There’s been a lot of talk about “fixing” Obamacare lately. Here’s my two-step plan:
- Increase the subsidy levels.
- Increase the penalty for not buying insurance.
That would pretty much do it. I could add lots of other small-bore things that need some tweaking, but why bother? These two things would do most of the job—and Republicans will never agree to them. They won’t agree to any of the small-bore stuff either. So take your pick. You can support a detailed 11-point plan for Obamacare that will never get passed, or you can support my 11-word plan that will also never get passed.
But since we’re all lightweight wonks around here, we should take a guess at how much we need to change the subsidy and penalty levels to make everything work. Basically, Obamacare’s big problem is that not enough young people are ponying up for insurance. To fix this, we need to get to a point where it’s cheaper for young people to buy insurance than it is to pay the penalty. This can be done by either increasing subsidies or increasing the penalty. Here’s my swag at what it would take:
You could increase subsidies by 100 percent and leave the penalty alone, or you could increase the penalty 250 percent and leave the subsidies alone. Or you can pick any point in between.
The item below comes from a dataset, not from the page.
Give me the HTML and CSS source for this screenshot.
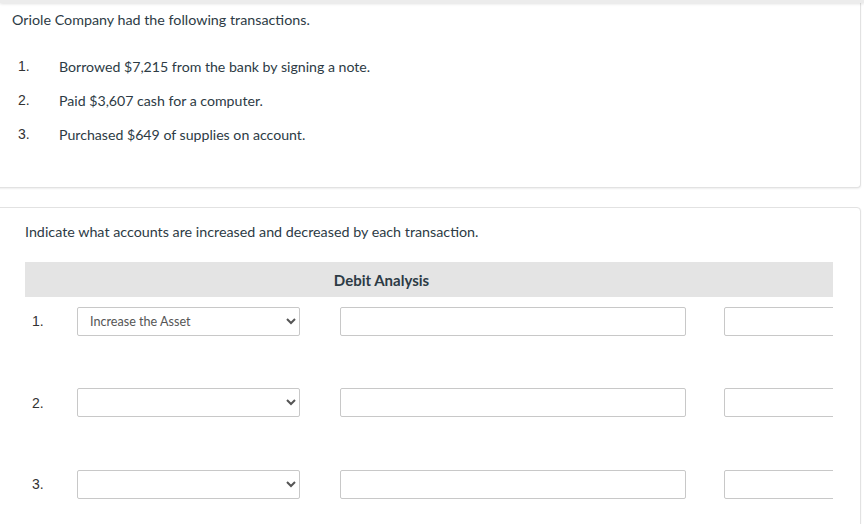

In reality, you could probably get by with smaller numbers, since nearly everyone will sign up if the penalty is within shouting distance of the net premium cost. You don’t have to literally make the penalty as high as the premium cost. I also assumed silver coverage in this chart, and you can assume lower numbers if you’re happy with kids buying bronze coverage.1
Anyway, that’s it. This chart is my proposed Obamacare reform. It represents something of an upper bound, and I imagine that someone who has actual working knowledge of all this stuff could do a lot better. Call your congressman today and demand that this chart be made into law.
1I’m not, especially, which is why I went with silver.